Reveka is indeed able to follow the princesses one night – right into an underground kingdom ruled by a rather fearsome dragon-type creature called a zmeu. The zmeu, who goes by the name Lord Dragos, has put the curse on the princesses which causes them to dance every night. You know how it goes.
Or you think you do. One of the things that sets this re-telling apart from the others is that Lord Dragos is surprisingly sympathetic. He and Reveka develop a very slight Hades/Persephone relationship, although it’s not quite romantic and certainly very PG. The presence of Lord Dragos and his underground kingdom – which has other pretty spooky elements – gives the book a darker tone. Lord Dragos’ kingdom feels like the underworld in many ways.
Haskell throws in some other subplots so the reader’s attention is not focused entirely on the dancing princesses storyline. Reveka has a strained relationship with her father, and she doesn’t know what to make of a sort of stupid (she believes) boy who won’t leave her alone. Reveka is also trying to save the sleepers, who are dying off without ever waking. Reveka’s voice is a real highlight here. She’s funny, sometimes snarky, often wise but just as often naïve. She’s believable as a thirteen year old girl, although perhaps more capable in dealing with a zmeu than you would have expected.
This is Haskell’s first book, and it shows. There are some pretty major pacing problems – long sections where the book drags and nothing is really accomplished – and a silly loose end inserted abruptly at the end that irritated me intensely. Overall, though, this is a solid debut that should appeal to girls who enjoyed Ella Enchanted. (Though it’s certainly no Ella Enchanted.)
Unfortunately, like the other two re-tellings of this story I have read, I wasn’t able to really connect with The Princess Curse. While the book had weaknesses of its own unconnected with its status as a re-tooling of The Twelve Dancing Princesses, it’s also become apparent to me that this is just not my fairy tale. Dancing has never really held much appeal for me, and reading about dancing is a little boring. The stakes never seem especially high (You’ll ruin your shoes? Well isn’t that a terrible fate.), even though the authors imbue plenty of danger into the story. And I think I would enjoy the story a lot more if it were the Two Dancing Princesses, or maybe just The Dancing Princess. Twelve is simply too many.

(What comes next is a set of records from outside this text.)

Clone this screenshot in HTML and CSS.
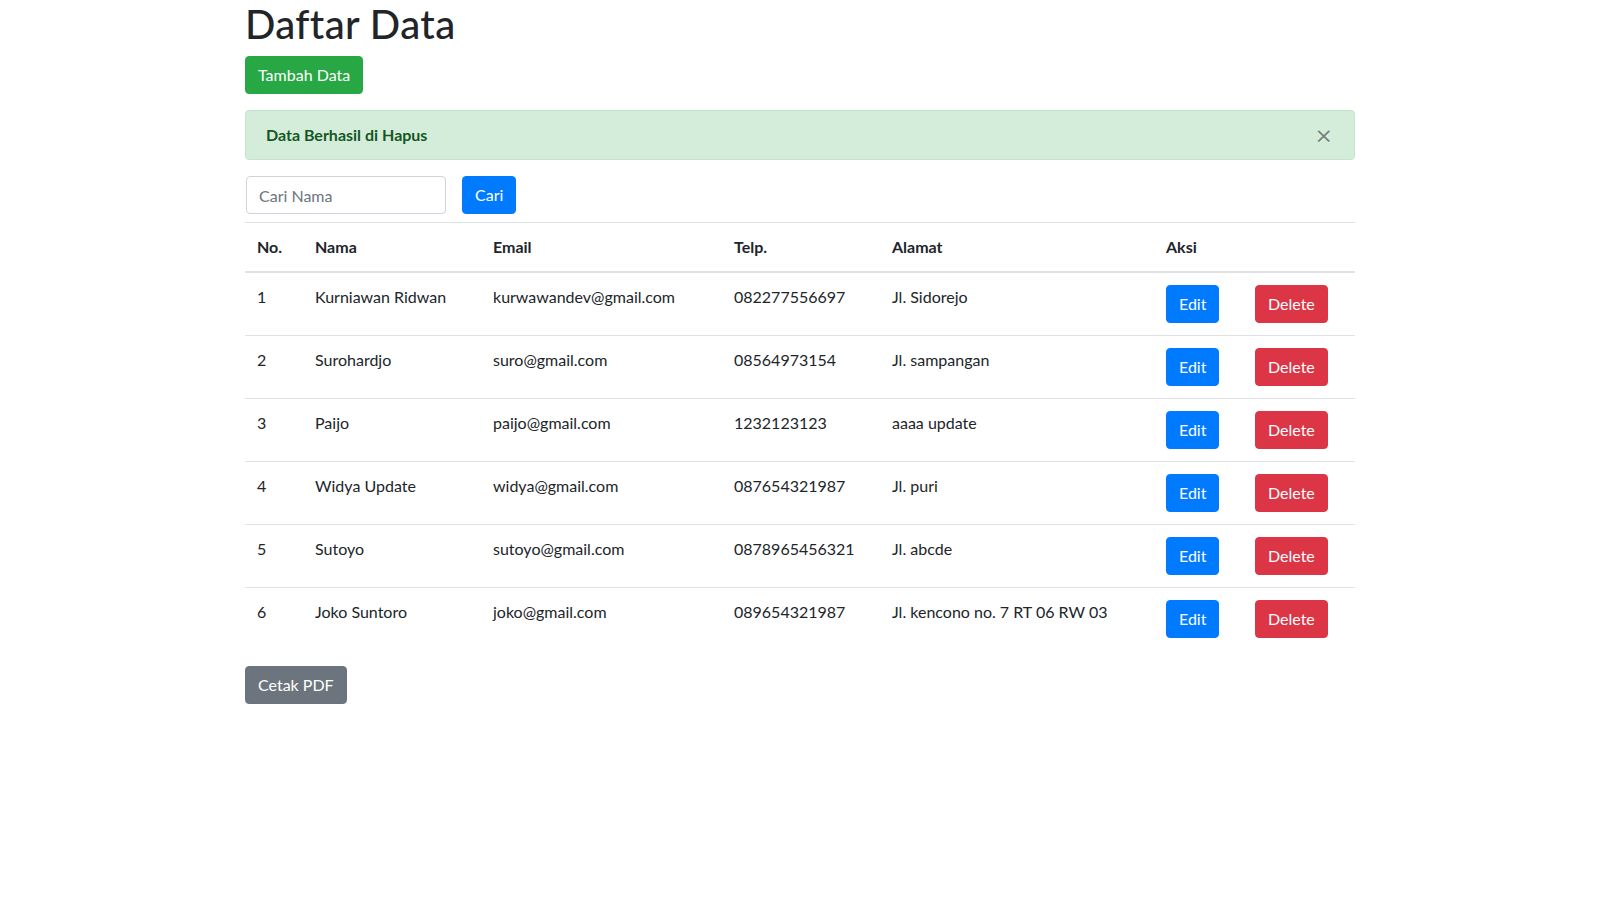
FILE: index.html
```html
<!DOCTYPE html>
<html lang="id">
<head>
<meta charset="utf-8">
<title>Daftar Data</title>
<link rel="stylesheet" href="styles.css">
</head>
<body>
<div class="container">
  <h1 class="title">Daftar Data</h1>
  <a class="btn btn-success">Tambah Data</a>

  <div class="alert">
    <strong>Data Berhasil di Hapus</strong>
    <button class="close" type="button">&times;</button>
  </div>

  <form class="search">
    <input class="form-control" type="text" placeholder="Cari Nama">
    <button class="btn btn-primary" type="button">Cari</button>
  </form>

  <table class="table">
    <colgroup>
      <col class="c-no"><col class="c-nama"><col class="c-email"><col class="c-telp"><col class="c-alamat"><col class="c-edit"><col class="c-del">
    </colgroup>
    <thead>
      <tr><th>No.</th><th>Nama</th><th>Email</th><th>Telp.</th><th>Alamat</th><th colspan="2">Aksi</th></tr>
    </thead>
    <tbody>
      <tr><td>1</td><td>Kurniawan Ridwan</td><td>kurwawandev@gmail.com</td><td>082277556697</td><td>Jl. Sidorejo</td><td><a class="btn btn-primary">Edit</a></td><td><a class="btn btn-danger">Delete</a></td></tr>
      <tr><td>2</td><td>Surohardjo</td><td>suro@gmail.com</td><td>08564973154</td><td>Jl. sampangan</td><td><a class="btn btn-primary">Edit</a></td><td><a class="btn btn-danger">Delete</a></td></tr>
      <tr><td>3</td><td>Paijo</td><td>paijo@gmail.com</td><td>1232123123</td><td>aaaa update</td><td><a class="btn btn-primary">Edit</a></td><td><a class="btn btn-danger">Delete</a></td></tr>
      <tr><td>4</td><td>Widya Update</td><td>widya@gmail.com</td><td>087654321987</td><td>Jl. puri</td><td><a class="btn btn-primary">Edit</a></td><td><a class="btn btn-danger">Delete</a></td></tr>
      <tr><td>5</td><td>Sutoyo</td><td>sutoyo@gmail.com</td><td>0878965456321</td><td>Jl. abcde</td><td><a class="btn btn-primary">Edit</a></td><td><a class="btn btn-danger">Delete</a></td></tr>
      <tr><td>6</td><td>Joko Suntoro</td><td>joko@gmail.com</td><td>089654321987</td><td>Jl. kencono no. 7 RT 06 RW 03</td><td><a class="btn btn-primary">Edit</a></td><td><a class="btn btn-danger">Delete</a></td></tr>
    </tbody>
  </table>

  <a class="btn btn-secondary">Cetak PDF</a>
</div>
</body>
</html>
```

FILE: styles.css
```css
* { box-sizing: border-box; }
html, body { margin: 0; padding: 0; background: #fff; }
body {
  font-family: "Lato", "Open Sans", "Noto Sans", sans-serif;
  font-size: 16px;
  line-height: 1.5;
  color: #212529;
}
.container {
  max-width: 1140px;
  margin: 0 auto;
  padding: 0 15px;
}
.title {
  margin: 0 0 8px;
  font-size: 40px;
  font-weight: 500;
  line-height: 1.2;
  letter-spacing: 0.4px;
}
.btn {
  display: inline-block;
  font-size: 16px;
  line-height: 24px;
  padding: 6px 12px;
  border: 1px solid transparent;
  border-radius: 4px;
  color: #fff;
  font-family: inherit;
  text-decoration: none;
  cursor: pointer;
  vertical-align: middle;
}
.btn-success { background: #28a745; border-color: #28a745; }
.btn-primary { background: #007bff; border-color: #007bff; }
.btn-danger { background: #dc3545; border-color: #dc3545; }
.btn-secondary { background: #6c757d; border-color: #6c757d; }

.alert {
  position: relative;
  margin: 16px 0;
  padding: 12px 64px 12px 20px;
  background: #d4edda;
  border: 1px solid #c3e6cb;
  border-radius: 4px;
  color: #155724;
}
.alert strong { font-weight: 700; }
.close {
  position: absolute;
  top: 2px;
  right: 1px;
  padding: 12px 20px;
  background: transparent;
  border: 0;
  font-family: "DejaVu Sans", sans-serif;
  font-size: 22px;
  font-weight: 400;
  line-height: 1;
  color: #000;
  opacity: .45;
  text-shadow: 0 1px 0 #fff;
  cursor: pointer;
}

.search {
  display: flex;
  align-items: center;
  margin: 0 0 8px;
}
.form-control {
  width: 200px;
  height: 38px;
  margin: 0 16px 0 1px;
  padding: 6px 12px;
  font-family: inherit;
  font-size: 16px;
  line-height: 24px;
  color: #495057;
  background: #fff;
  border: 1px solid #ced4da;
  border-radius: 4px;
}
.form-control::placeholder { color: #6c757d; opacity: 1; }

.table {
  width: 100%;
  margin-bottom: 16px;
  border-collapse: collapse;
  table-layout: fixed;
}
.c-no { width: 58px; }
.c-nama { width: 178px; }
.c-email { width: 241px; }
.c-telp { width: 158px; }
.c-alamat { width: 274px; }
.c-edit { width: 89px; }
.c-del { width: 112px; }
.table th, .table td {
  padding: 12px;
  text-align: left;
  vertical-align: top;
  border-top: 1px solid #dee2e6;
  white-space: nowrap;
}
.table th { font-weight: 700; }
.table thead th {
  vertical-align: bottom;
  border-bottom: 2px solid #dee2e6;
}
.table tbody tr:last-child td { border-bottom: 0; }
```
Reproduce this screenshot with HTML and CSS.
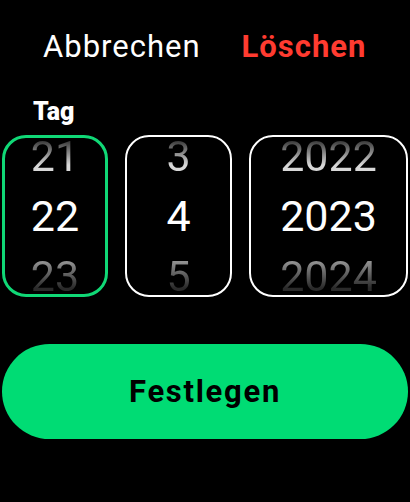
FILE: index.html
```html
<!DOCTYPE html>
<html lang="de">
<head>
<meta charset="utf-8">
<link rel="stylesheet" href="styles.css">
</head>
<body>
<div class="screen">
  <div class="topbar">
    <span class="cancel">Abbrechen</span>
    <span class="delete">Löschen</span>
  </div>
  <div class="label">Tag</div>
  <div class="pickers">
    <div class="wheel day active">
      <div class="num prev">21</div>
      <div class="num cur">22</div>
      <div class="num next">23</div>
    </div>
    <div class="wheel month">
      <div class="num prev">3</div>
      <div class="num cur">4</div>
      <div class="num next">5</div>
    </div>
    <div class="wheel year">
      <div class="num prev">2022</div>
      <div class="num cur">2023</div>
      <div class="num next">2024</div>
    </div>
  </div>
  <div class="action">Festlegen</div>
</div>
</body>
</html>
```
FILE: styles.css
```css
html, body {
  margin: 0;
  padding: 0;
  background: #000;
}
.screen {
  width: 410px;
  height: 502px;
  background: #000;
  font-family: Roboto, "Liberation Sans", sans-serif;
  color: #fff;
  display: flex;
  flex-direction: column;
  padding: 0 2px;
  box-sizing: border-box;
}
.topbar {
  display: flex;
  height: 92px;
  align-items: center;
  padding-left: 41px;
  gap: 41px;
  font-size: 31px;
  letter-spacing: 1px;
}
.cancel {
  font-weight: 400;
  color: #fff;
}
.delete {
  font-weight: 700;
  color: #ff3b30;
}
.label {
  font-weight: 900;
  font-size: 25px;
  padding-left: 31px;
  height: 43px;
  line-height: 40px;
}
.pickers {
  display: flex;
  gap: 17px;
  height: 162px;
}
.wheel {
  box-sizing: border-box;
  border: 2.5px solid #fff;
  border-radius: 24px;
  height: 162px;
  overflow: hidden;
  display: flex;
  flex-direction: column;
  align-items: center;
  justify-content: center;
}
.wheel.active {
  border: 3px solid #10d876;
}
.day { width: 106px; }
.month { width: 107px; }
.year { width: 159px; }
.num {
  flex: none;
  height: 60px;
  line-height: 60px;
  font-size: 43px;
  font-weight: 400;
}
.num.prev {
  background: linear-gradient(to bottom, #3a3a3a 25%, #d8d8d8 65%);
  -webkit-background-clip: text;
  background-clip: text;
  color: transparent;
}
.num.next {
  background: linear-gradient(to bottom, #a0a0a0 20%, #2a2a2a 70%);
  -webkit-background-clip: text;
  background-clip: text;
  color: transparent;
}
.action {
  margin-top: 47px;
  height: 95px;
  border-radius: 48px;
  background: #00dc74;
  color: #000;
  font-weight: 700;
  font-size: 31px;
  letter-spacing: 1.7px;
  display: flex;
  align-items: center;
  justify-content: center;
}
```
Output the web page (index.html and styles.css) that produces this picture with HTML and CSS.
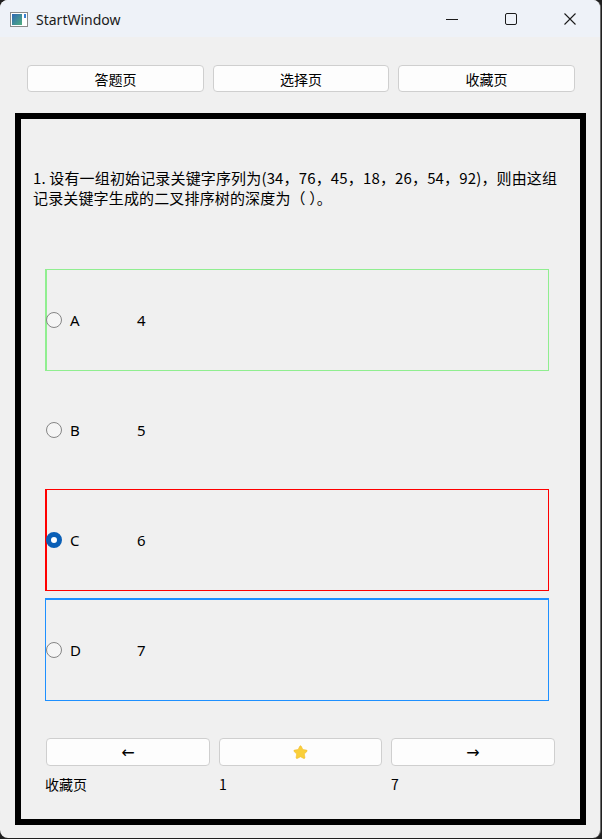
FILE: index.html
```html
<!DOCTYPE html>
<html lang="zh-CN">
<head>
<meta charset="utf-8">
<title>StartWindow</title>
<link rel="stylesheet" href="styles.css">
</head>
<body>
<div class="window">
  <div class="titlebar">
    <svg class="app-icon" width="18" height="15" viewBox="0 0 18 15">
      <defs>
        <linearGradient id="g" x1="0" y1="0" x2="1" y2="1">
          <stop offset="0" stop-color="#2f67b5"/>
          <stop offset="1" stop-color="#4fae7f"/>
        </linearGradient>
      </defs>
      <rect x="0.5" y="0.5" width="17" height="14" fill="#ffffff" stroke="#8a8a8a"/>
      <rect x="2" y="2" width="10" height="11" fill="url(#g)"/>
      <rect x="14" y="2" width="2" height="4" fill="#3a7fd0"/>
    </svg>
    <span class="title">StartWindow</span>
    <div class="controls">
      <svg class="ctl" width="14" height="14" viewBox="0 0 14 14"><line x1="1" y1="7.5" x2="13" y2="7.5" stroke="#1b1b1b" stroke-width="1"/></svg>
      <svg class="ctl" width="14" height="14" viewBox="0 0 14 14"><rect x="1.5" y="1.5" width="11" height="11" rx="1.5" fill="none" stroke="#1b1b1b" stroke-width="1"/></svg>
      <svg class="ctl" width="14" height="14" viewBox="0 0 14 14"><path d="M1.5 1.5 L12.5 12.5 M12.5 1.5 L1.5 12.5" stroke="#1b1b1b" stroke-width="1.1"/></svg>
    </div>
  </div>

  <div class="nav">
    <button class="btn">答题页</button>
    <button class="btn">选择页</button>
    <button class="btn">收藏页</button>
  </div>

  <div class="frame">
    <p class="question">1. 设有一组初始记录关键字序列为(34，76，45，18，26，54，92)，则由这组<br>记录关键字生成的二叉排序树的深度为（ ）。</p>

    <div class="options">
      <div class="option opt-green">
        <span class="radio"></span><span class="letter">A</span><span class="value">4</span>
      </div>
      <div class="option">
        <span class="radio"></span><span class="letter">B</span><span class="value">5</span>
      </div>
      <div class="option opt-red">
        <span class="radio checked"></span><span class="letter">C</span><span class="value">6</span>
      </div>
      <div class="option opt-blue">
        <span class="radio"></span><span class="letter">D</span><span class="value">7</span>
      </div>
    </div>

    <div class="actions">
      <button class="btn arrow">←</button>
      <button class="btn">
        <svg width="15" height="14" viewBox="0 0 24 23"><path d="M12 1.2c.6 0 1 .3 1.3.9l2.6 5.3 5.8.9c1.2.2 1.7 1.6.8 2.4l-4.2 4.1 1 5.8c.2 1.2-1 2.1-2.1 1.5L12 19.4l-5.2 2.7c-1.1.6-2.3-.3-2.1-1.5l1-5.8-4.2-4.1c-.9-.8-.4-2.2.8-2.4l5.8-.9 2.6-5.3c.3-.6.7-.9 1.3-.9z" fill="#f9cf3a" stroke="#f2b51e" stroke-width="0.8"/></svg>
      </button>
      <button class="btn arrow">→</button>
    </div>
    <div class="status">
      <span>收藏页</span>
      <span>1</span>
      <span>7</span>
    </div>
  </div>
</div>
</body>
</html>
```

FILE: styles.css
```css
* { box-sizing: border-box; }
html, body { margin: 0; padding: 0; }
body {
  background: #202020;
  width: 602px;
  height: 839px;
  overflow: hidden;
  font-family: "Noto Sans", "Noto Sans CJK SC", sans-serif;
  color: #000;
}
.window {
  width: 601px;
  height: 838px;
  background: #f0f0f0;
  border-radius: 8px;
  overflow: hidden;
  border-right: 1px solid #6b6b6b;
}
.titlebar {
  height: 37px;
  background: #eef2f8;
  display: flex;
  align-items: center;
}
.app-icon { margin-left: 10px; margin-top: 1px; }
.title {
  margin-left: 8px;
  font-family: "Noto Sans", sans-serif;
  font-size: 14px;
  color: #1a1a1a;
  margin-top: 1px;
}
.controls {
  margin-left: auto;
  display: flex;
  align-items: center;
  margin-right: 23px;
  gap: 45px;
}
.nav {
  margin: 28px 25px 0 27px;
  display: grid;
  grid-template-columns: 177px 176px 177px;
  column-gap: 9px;
}
.btn {
  height: 27px;
  background: #fdfdfd;
  border: 1px solid #cfcfcf;
  border-radius: 4px;
  font-family: "Noto Sans CJK SC", "Noto Sans", sans-serif;
  font-size: 14px;
  color: #000;
  padding: 0;
  display: flex;
  align-items: center;
  justify-content: center;
}
.frame {
  margin: 21px 0 0 15px;
  width: 571px;
  height: 712px;
  border: 6px solid #000;
}
.question {
  margin: 49px 0 0 12px;
  font-family: "Noto Sans CJK SC", sans-serif;
  font-size: 15px;
  line-height: 20px;
  white-space: nowrap;
  letter-spacing: 0.15px;
}
.options {
  margin: 61px 0 0 24px;
  width: 504px;
  display: flex;
  flex-direction: column;
  gap: 8px;
}
.option {
  height: 102px;
  border: 1px solid transparent;
  display: flex;
  align-items: center;
  font-size: 15px;
}
.opt-green { border-color: #90ee90; border-left-width: 2px; }
.opt-red { border-color: #ff0000; border-left-width: 2px; }
.opt-blue { border-color: #1e90ff; border-top-width: 2px; margin-top: -1px; height: 103px; }
.opt-green .radio, .opt-red .radio { margin-left: -1px; }
.radio {
  width: 16px;
  height: 16px;
  border-radius: 50%;
  border: 1px solid #858585;
  background: #f5f5f5;
  flex: none;
}
.radio.checked {
  border: 5px solid #0a5fb6;
  background: #ffffff;
}
.letter {
  margin-left: 8px;
  width: 67px;
}
.actions {
  margin: 37px 0 0 25px;
  width: 509px;
  display: grid;
  grid-template-columns: 164px 163px 164px;
  column-gap: 9px;
}
.actions .btn { height: 28px; }
.arrow {
  font-family: "DejaVu Sans", sans-serif;
  font-size: 16px;
}
.status {
  margin: 8px 0 0 24px;
  display: grid;
  grid-template-columns: 174px 172px 163px;
  font-family: "Noto Sans CJK SC", sans-serif;
  font-size: 14px;
  line-height: 20px;
}
```
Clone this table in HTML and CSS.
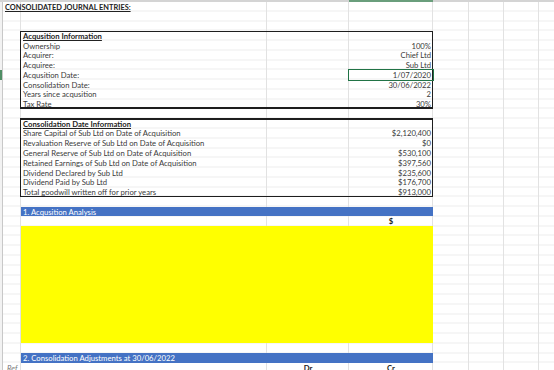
FILE: index.html
```html
<!DOCTYPE html>
<html>
<head>
<meta charset="utf-8">
<link rel="stylesheet" href="styles.css">
</head>
<body>
<div class="sheet">
  <div class="hdr"></div>
  <div class="hdr-sel"></div>
  <div class="rowhdr"></div>
  <div class="rowhdr-sel"></div>

  <div class="cell title r1">CONSOLIDATED JOURNAL ENTRIES:</div>

  <div class="box box1"></div>
  <div class="cell lbl head r4">Acqusition Information</div>
  <div class="cell lbl r5">Ownership</div><div class="cell val r5">100%</div>
  <div class="cell lbl r6">Acquirer:</div><div class="cell val r6">Chief Ltd</div>
  <div class="cell lbl r7">Acquiree:</div><div class="cell val r7">Sub Ltd</div>
  <div class="cell lbl r8">Acqusition Date:</div><div class="cell val r8">1/07/2020</div>
  <div class="selcell"></div>
  <div class="cell lbl r9">Consolidation Date:</div><div class="cell val r9">30/06/2022</div>
  <div class="cell lbl r10">Years since acqusition</div><div class="cell val r10">2</div>
  <div class="cell lbl r11">Tax Rate</div><div class="cell val r11">30%</div>

  <div class="box box2"></div>
  <div class="cell lbl head r13">Consolidation Date Information</div>
  <div class="cell lbl r14">Share Capital of Sub Ltd on Date of Acquisition</div><div class="cell val r14">$2,120,400</div>
  <div class="cell lbl r15">Revaluation Reserve of Sub Ltd on Date of Acquisition</div><div class="cell val r15">$0</div>
  <div class="cell lbl r16">General Reserve of Sub Ltd on Date of Acquisition</div><div class="cell val r16">$530,100</div>
  <div class="cell lbl r17">Retained Earnings of Sub Ltd on Date of Acquisition</div><div class="cell val r17">$397,560</div>
  <div class="cell lbl r18">Dividend Declared by Sub Ltd</div><div class="cell val r18">$235,600</div>
  <div class="cell lbl r19">Dividend Paid by Sub Ltd</div><div class="cell val r19">$176,700</div>
  <div class="cell lbl r20">Total goodwill written off for prior years</div><div class="cell val r20">$913,000</div>

  <div class="cell band r22">1. Acqusition Analysis</div>
  <div class="cell ctr bold r23 colD">$</div>
  <div class="fill-yellow"></div>
  <div class="cell band r37">2. Consolidation Adjustments at 30/06/2022</div>
  <div class="cell ref r38">Ref</div>
  <div class="cell ctr bold r38 colC">Dr</div>
  <div class="cell ctr bold r38 colD">Cr</div>
</div>
</body>
</html>
```
FILE: styles.css
```css
html, body { margin: 0; padding: 0; background: #fff; }
body { width: 554px; height: 370px; overflow: hidden; }

.sheet {
  display: grid;
  grid-template-columns: 3px 18px 246px 82px 84px 36px 35px 35px 1fr;
  grid-template-rows: 1.5px repeat(38, 9.77px);
  font-family: "Lato", "Open Sans", sans-serif;
  font-size: 7.7px;
  color: #3a3a3a;
  background-image:
    linear-gradient(#e2e2e2, #e2e2e2),
    linear-gradient(#e2e2e2, #e2e2e2),
    linear-gradient(#e2e2e2, #e2e2e2),
    linear-gradient(#e2e2e2, #e2e2e2),
    linear-gradient(#e2e2e2, #e2e2e2),
    linear-gradient(#e2e2e2, #e2e2e2),
    linear-gradient(#e2e2e2, #e2e2e2),
    repeating-linear-gradient(to bottom, transparent 0, transparent 8.77px, #ececec 8.77px, #ececec 9.77px);
  background-size: 1px 100%, 1px 100%, 1px 100%, 1px 100%, 1px 100%, 1px 100%, 1px 100%, 100% 100%;
  background-position: 20px 0, 266px 0, 348px 0, 432px 0, 468px 0, 503px 0, 538px 0, 0 1.5px;
  background-repeat: no-repeat, no-repeat, no-repeat, no-repeat, no-repeat, no-repeat, no-repeat, repeat;
  height: 370px;
}

.hdr { grid-row: 1; grid-column: 1 / -1; background: #d4d4d4; }
.hdr-sel { grid-row: 1; grid-column: 5; background: #6a9e7c; }
.rowhdr { grid-row: 2 / -1; grid-column: 1; background: #f2f2f2; border-right: 1px solid #c8c8c8; }
.rowhdr-sel { grid-row: 9; grid-column: 1; background: #4f8e65; margin-right: 1px; }

.cell {
  white-space: nowrap;
  line-height: 9.77px;
  padding-top: 1px;
  height: 9.77px;
  box-sizing: border-box;
  z-index: 2;
}
.r1 { grid-row: 2; } .r4 { grid-row: 5; } .r5 { grid-row: 6; } .r6 { grid-row: 7; }
.r7 { grid-row: 8; } .r8 { grid-row: 9; } .r9 { grid-row: 10; } .r10 { grid-row: 11; }
.r11 { grid-row: 12; } .r13 { grid-row: 14; } .r14 { grid-row: 15; } .r15 { grid-row: 16; }
.r16 { grid-row: 17; } .r17 { grid-row: 18; } .r18 { grid-row: 19; } .r19 { grid-row: 20; }
.r20 { grid-row: 21; } .r22 { grid-row: 23; } .r23 { grid-row: 24; } .r37 { grid-row: 38; }
.r38 { grid-row: 39; }

.title {
  grid-column: 2 / 5;
  padding-left: 2px;
  font-weight: 700;
  text-decoration: underline;
  color: #222;
  font-size: 7.4px;
}
.lbl { grid-column: 3 / 5; padding-left: 2px; }
.lbl.head { font-weight: 700; text-decoration: underline; color: #222; }
.val { grid-column: 5; text-align: right; padding-right: 2px; }
.colC { grid-column: 4; }
.colD { grid-column: 5; }
.ctr { text-align: center; }
.bold { font-weight: 700; color: #222; }
.ref { grid-column: 2; padding-left: 4px; font-style: italic; color: #777; }

.box {
  grid-column: 3 / 6;
  border: 1px solid #1e1e1e;
  z-index: 3;
  margin-left: -1px;
}
.box1 { grid-row: 5 / 13; border-bottom-width: 2px; }
.box2 { grid-row: 14 / 22; border-top-width: 2px; margin-top: -1px; }

.selcell {
  grid-row: 9; grid-column: 5;
  border: 1.5px solid #217346;
  margin: -1px -1px -1px -1px;
  z-index: 4;
}

.band {
  grid-column: 3 / 6;
  background: #4472c4;
  color: #fff;
  padding-left: 2px;
}
.fill-yellow {
  grid-row: 25 / 37;
  grid-column: 3 / 6;
  background: #ffff00;
  z-index: 1;
}
```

Review copy provided by the publisher. The Princess Curse is on shelves now.
Sarah says
Purchasing for my library's collection. I'm not really a big fan of fairy tale retellings, at all. I do love Ella Enchanted (but who doesn't??) but mostly I find fairy tale retellings rather meh. I do like the cover on this one however.
LinWash says
I'm really glad you reviewed this book. I have this on my wish list. Your review seems very fair and was exactly what I needed to see. It's interesting that Ella Enchanted is the standard bearer. Out of all of the books mentioned that's the one that won the Newbery honor to Levine. It's one of my favorites.
admin says
It's the standard bearer for me – I don't know how others feel. 🙂
Jennie says
I think I came to Ella too late in life for it to be the standard bearer. I read it when I was already a librarian, but when I was a teen, I read the Tor fairy tale series with such amazing works as Yolen's Briar Rose and Dean's Tam Lin (Tam Lin is my standard bearer.)
But I love love love fairy tale retellings. My favorite workings of 12 Dancing Princesses are slightly older– Marilier's Wildwood Dancing and Weyn's Night Dance. Both also work in other folk tales (Marilier has vampires and another fairy tale I won't say because it's a spoiler, Night Dance deals with the ruins of Camelot.)